> _What you will do_:
Reproduce the data exactly and drop any pictures it holds.

> _Excerpted data_:
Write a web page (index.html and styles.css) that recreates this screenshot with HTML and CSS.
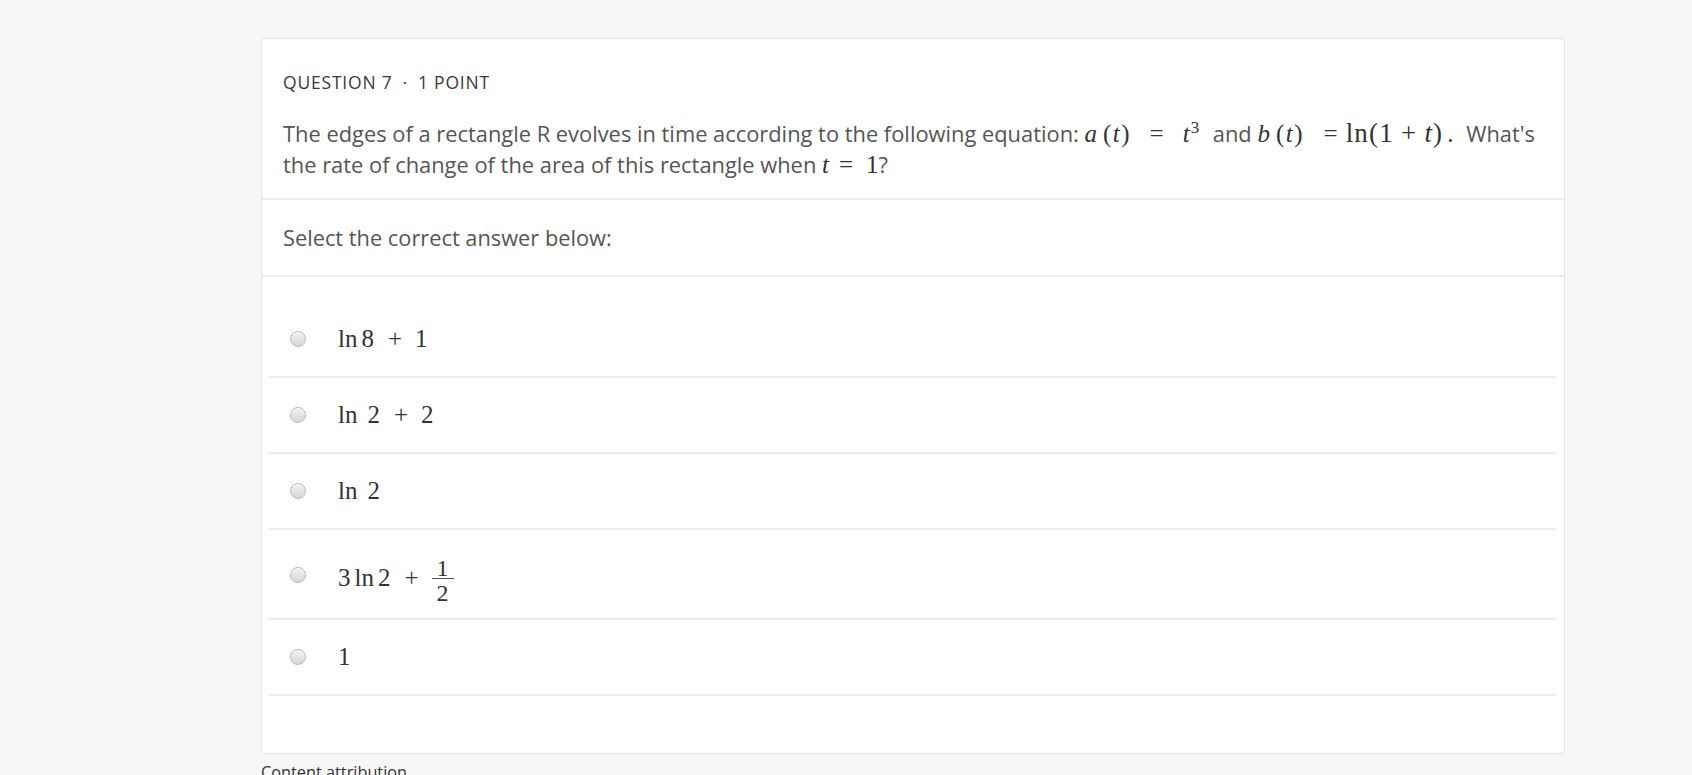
FILE: index.html
```html
<!DOCTYPE html>
<html lang="en">
<head>
<meta charset="utf-8">
<title>Question 7</title>
<link rel="stylesheet" href="styles.css">
</head>
<body>
<main class="page">
  <section class="card">
    <header class="q-head">
      <div class="q-label">QUESTION 7<span class="dot">·</span>1 POINT</div>
      <p class="q-text">The edges of a rectangle R evolves in time according to the following equation: <span class="m m-a"><span class="mi">a</span><span class="paren">(<span class="mi pt">t</span>)</span><span class="eq eq-wide">=</span><span class="mi">t</span><sup class="sup">3</sup></span> and <span class="m m-b"><span class="mi">b</span><span class="paren">(<span class="mi pt">t</span>)</span><span class="eq eq-left">=</span><span class="ln-grp">ln(1<span class="plus">+</span><span class="mi">t</span>)</span><span class="period">.</span></span> What's the rate of change of the area of this rectangle when <span class="m m-c"><span class="mi">t</span><span class="eq eq-c">=</span>1</span>?</p>
    </header>
    <div class="prompt">Select the correct answer below:</div>
    <ul class="options">
      <li class="option"><input type="radio" class="radio" name="q7"><span class="m ans">ln<span class="th"></span>8<span class="bin">+</span>1</span></li>
      <li class="option"><input type="radio" class="radio" name="q7"><span class="m ans">ln<span class="sp"></span>2<span class="bin">+</span>2</span></li>
      <li class="option"><input type="radio" class="radio" name="q7"><span class="m ans">ln<span class="sp"></span>2</span></li>
      <li class="option option-frac"><input type="radio" class="radio" name="q7"><span class="m ans">3<span class="th"></span>ln<span class="th"></span>2<span class="bin">+</span><span class="frac"><span class="num">1</span><span class="den">2</span></span></span></li>
      <li class="option"><input type="radio" class="radio" name="q7"><span class="m ans">1</span></li>
    </ul>
  </section>
  <div class="attrib">Content attribution</div>
</main>
</body>
</html>
```

FILE: styles.css
```css
html, body {
  margin: 0;
  padding: 0;
}
body {
  background: #f7f7f7;
  font-family: "Open Sans", "Liberation Sans", sans-serif;
  color: #555;
  height: 775px;
  overflow: hidden;
}
.page {
  padding: 38px 0 0 261px;
}
.card {
  width: 1302px;
  background: #fff;
  border: 1px solid #e4e4e4;
  border-radius: 3px;
}
.q-head {
  padding: 30px 16px 17px 21px;
  border-bottom: 2px solid #ececec;
}
.q-label {
  font-size: 17.5px;
  line-height: 26px;
  color: #3a3a3a;
  letter-spacing: 0.8px;
}
.dot {
  margin: 0 10px 0 10px;
}
.q-text {
  margin: 23px 0 0;
  font-size: 21.875px;
  line-height: 31.25px;
  color: #555;
}
.m {
  font-family: "Liberation Serif", "DejaVu Serif", serif;
  font-size: 25px;
  color: #333;
  white-space: nowrap;
}
.q-text .m {
  line-height: 20px;
}
.mi {
  font-style: italic;
}
.m-a {
  margin-left: 0;
  margin-right: 8px;
}
.m-b {
  margin-left: 0;
  margin-right: 7px;
}
.paren {
  margin-left: 6px;
}
.pt {
  margin: 0 1.5px;
}
.eq {
  margin: 0 6px;
}
.eq-wide {
  margin: 0 19px 0 20px;
}
.eq-left {
  margin: 0 8px 0 21px;
}
.eq-c {
  margin: 0 13px 0 10px;
}
.ln-grp {
  font-size: 27px;
  letter-spacing: 1.2px;
}
.plus {
  margin: 0 7px;
}
.period {
  margin-left: 4px;
}
.sup {
  font-size: 17px;
  line-height: 0;
  vertical-align: 9px;
  margin-left: 1px;
}
.prompt {
  padding: 22px 21px 22px;
  font-size: 21.8px;
  line-height: 31.25px;
  color: #555;
  border-bottom: 2px solid #ececec;
}
.options {
  list-style: none;
  margin: 0;
  padding: 25px 8px 57px 7px;
}
.option {
  box-sizing: border-box;
  display: flex;
  align-items: center;
  min-height: 76px;
  padding: 22px 0 22px 21px;
  border-bottom: 2px solid #ececec;
}
.option-frac {
  padding: 25px 0 16px 21px;
}
.option-frac .radio {
  margin-top: -6px;
}
.radio {
  appearance: none;
  -webkit-appearance: none;
  margin: 0 32px 0 0;
  width: 16px;
  height: 16px;
  border-radius: 50%;
  border: 1px solid #b9b9b9;
  background: linear-gradient(#f3f3f3, #d6d6d6);
  box-shadow: inset 0 1px 1px rgba(255,255,255,0.8);
  flex: none;
}
.ans {
  line-height: 26px;
  display: inline-flex;
  align-items: center;
}
.th {
  display: inline-block;
  width: 4px;
}
.sp {
  display: inline-block;
  width: 10px;
}
.bin {
  margin: 0 13px 0 14px;
}
.frac {
  display: inline-flex;
  flex-direction: column;
  align-items: center;
  font-size: 24px;
  line-height: 18px;
}
.num {
  padding: 4px 5px 1px;
  border-bottom: 1px solid #555;
}
.den {
  padding-top: 5px;
}
.attrib {
  margin-top: 7px;
  font-size: 16.3px;
  color: #333;
}
```
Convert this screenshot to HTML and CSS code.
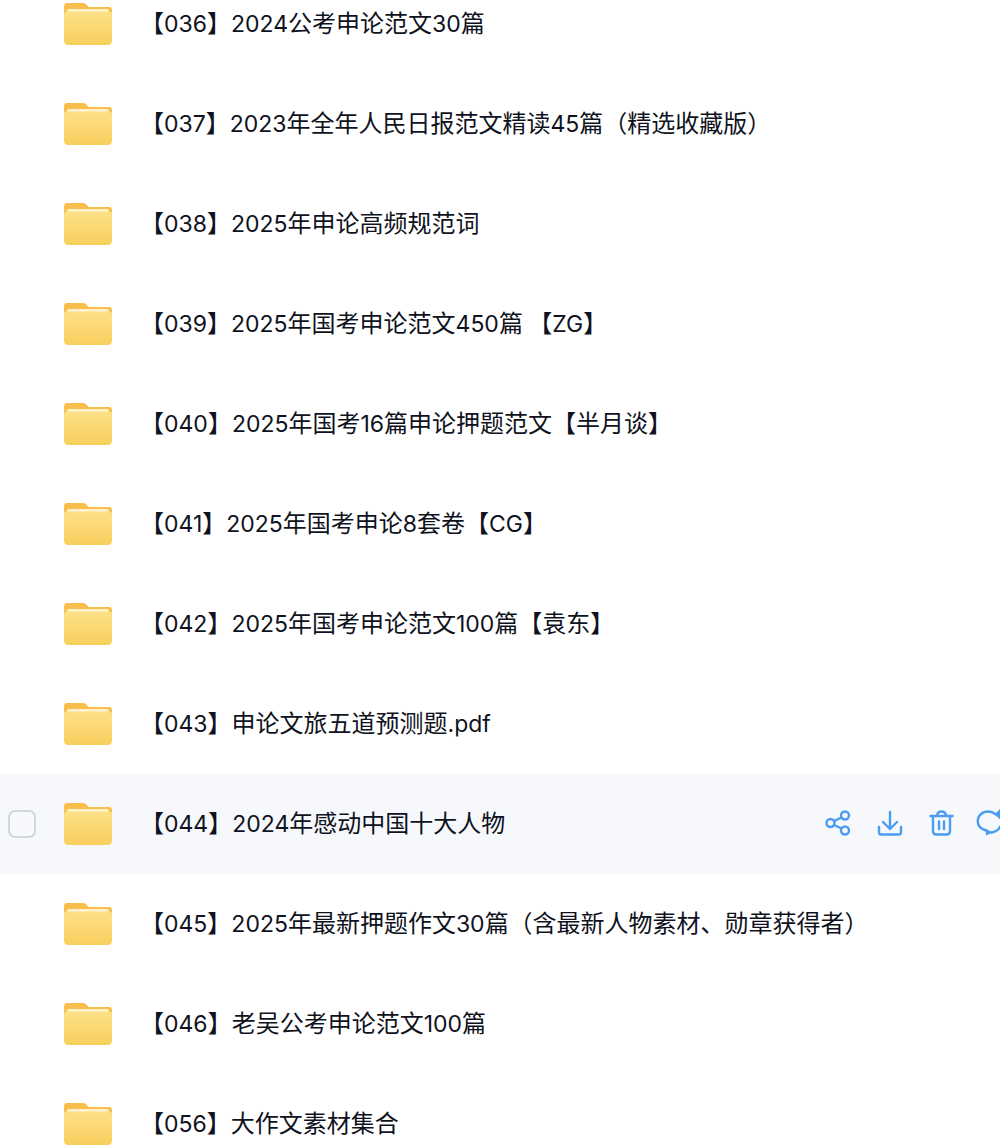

> _Written response_:
Write a web page (index.html and styles.css) that recreates this screenshot with HTML and CSS.
FILE: index.html
```html
<!DOCTYPE html>
<html lang="en">
<head>
<meta charset="utf-8">
<title>Question 7</title>
<link rel="stylesheet" href="styles.css">
</head>
<body>
<main class="page">
  <section class="card">
    <header class="q-head">
      <div class="q-label">QUESTION 7<span class="dot">·</span>1 POINT</div>
      <p class="q-text">The edges of a rectangle R evolves in time according to the following equation: <span class="m m-a"><span class="mi">a</span><span class="paren">(<span class="mi pt">t</span>)</span><span class="eq eq-wide">=</span><span class="mi">t</span><sup class="sup">3</sup></span> and <span class="m m-b"><span class="mi">b</span><span class="paren">(<span class="mi pt">t</span>)</span><span class="eq eq-left">=</span><span class="ln-grp">ln(1<span class="plus">+</span><span class="mi">t</span>)</span><span class="period">.</span></span> What's the rate of change of the area of this rectangle when <span class="m m-c"><span class="mi">t</span><span class="eq eq-c">=</span>1</span>?</p>
    </header>
    <div class="prompt">Select the correct answer below:</div>
    <ul class="options">
      <li class="option"><input type="radio" class="radio" name="q7"><span class="m ans">ln<span class="th"></span>8<span class="bin">+</span>1</span></li>
      <li class="option"><input type="radio" class="radio" name="q7"><span class="m ans">ln<span class="sp"></span>2<span class="bin">+</span>2</span></li>
      <li class="option"><input type="radio" class="radio" name="q7"><span class="m ans">ln<span class="sp"></span>2</span></li>
      <li class="option option-frac"><input type="radio" class="radio" name="q7"><span class="m ans">3<span class="th"></span>ln<span class="th"></span>2<span class="bin">+</span><span class="frac"><span class="num">1</span><span class="den">2</span></span></span></li>
      <li class="option"><input type="radio" class="radio" name="q7"><span class="m ans">1</span></li>
    </ul>
  </section>
  <div class="attrib">Content attribution</div>
</main>
</body>
</html>
```

FILE: styles.css
```css
html, body {
  margin: 0;
  padding: 0;
}
body {
  background: #f7f7f7;
  font-family: "Open Sans", "Liberation Sans", sans-serif;
  color: #555;
  height: 775px;
  overflow: hidden;
}
.page {
  padding: 38px 0 0 261px;
}
.card {
  width: 1302px;
  background: #fff;
  border: 1px solid #e4e4e4;
  border-radius: 3px;
}
.q-head {
  padding: 30px 16px 17px 21px;
  border-bottom: 2px solid #ececec;
}
.q-label {
  font-size: 17.5px;
  line-height: 26px;
  color: #3a3a3a;
  letter-spacing: 0.8px;
}
.dot {
  margin: 0 10px 0 10px;
}
.q-text {
  margin: 23px 0 0;
  font-size: 21.875px;
  line-height: 31.25px;
  color: #555;
}
.m {
  font-family: "Liberation Serif", "DejaVu Serif", serif;
  font-size: 25px;
  color: #333;
  white-space: nowrap;
}
.q-text .m {
  line-height: 20px;
}
.mi {
  font-style: italic;
}
.m-a {
  margin-left: 0;
  margin-right: 8px;
}
.m-b {
  margin-left: 0;
  margin-right: 7px;
}
.paren {
  margin-left: 6px;
}
.pt {
  margin: 0 1.5px;
}
.eq {
  margin: 0 6px;
}
.eq-wide {
  margin: 0 19px 0 20px;
}
.eq-left {
  margin: 0 8px 0 21px;
}
.eq-c {
  margin: 0 13px 0 10px;
}
.ln-grp {
  font-size: 27px;
  letter-spacing: 1.2px;
}
.plus {
  margin: 0 7px;
}
.period {
  margin-left: 4px;
}
.sup {
  font-size: 17px;
  line-height: 0;
  vertical-align: 9px;
  margin-left: 1px;
}
.prompt {
  padding: 22px 21px 22px;
  font-size: 21.8px;
  line-height: 31.25px;
  color: #555;
  border-bottom: 2px solid #ececec;
}
.options {
  list-style: none;
  margin: 0;
  padding: 25px 8px 57px 7px;
}
.option {
  box-sizing: border-box;
  display: flex;
  align-items: center;
  min-height: 76px;
  padding: 22px 0 22px 21px;
  border-bottom: 2px solid #ececec;
}
.option-frac {
  padding: 25px 0 16px 21px;
}
.option-frac .radio {
  margin-top: -6px;
}
.radio {
  appearance: none;
  -webkit-appearance: none;
  margin: 0 32px 0 0;
  width: 16px;
  height: 16px;
  border-radius: 50%;
  border: 1px solid #b9b9b9;
  background: linear-gradient(#f3f3f3, #d6d6d6);
  box-shadow: inset 0 1px 1px rgba(255,255,255,0.8);
  flex: none;
}
.ans {
  line-height: 26px;
  display: inline-flex;
  align-items: center;
}
.th {
  display: inline-block;
  width: 4px;
}
.sp {
  display: inline-block;
  width: 10px;
}
.bin {
  margin: 0 13px 0 14px;
}
.frac {
  display: inline-flex;
  flex-direction: column;
  align-items: center;
  font-size: 24px;
  line-height: 18px;
}
.num {
  padding: 4px 5px 1px;
  border-bottom: 1px solid #555;
}
.den {
  padding-top: 5px;
}
.attrib {
  margin-top: 7px;
  font-size: 16.3px;
  color: #333;
}
```
Convert this screenshot to HTML and CSS code.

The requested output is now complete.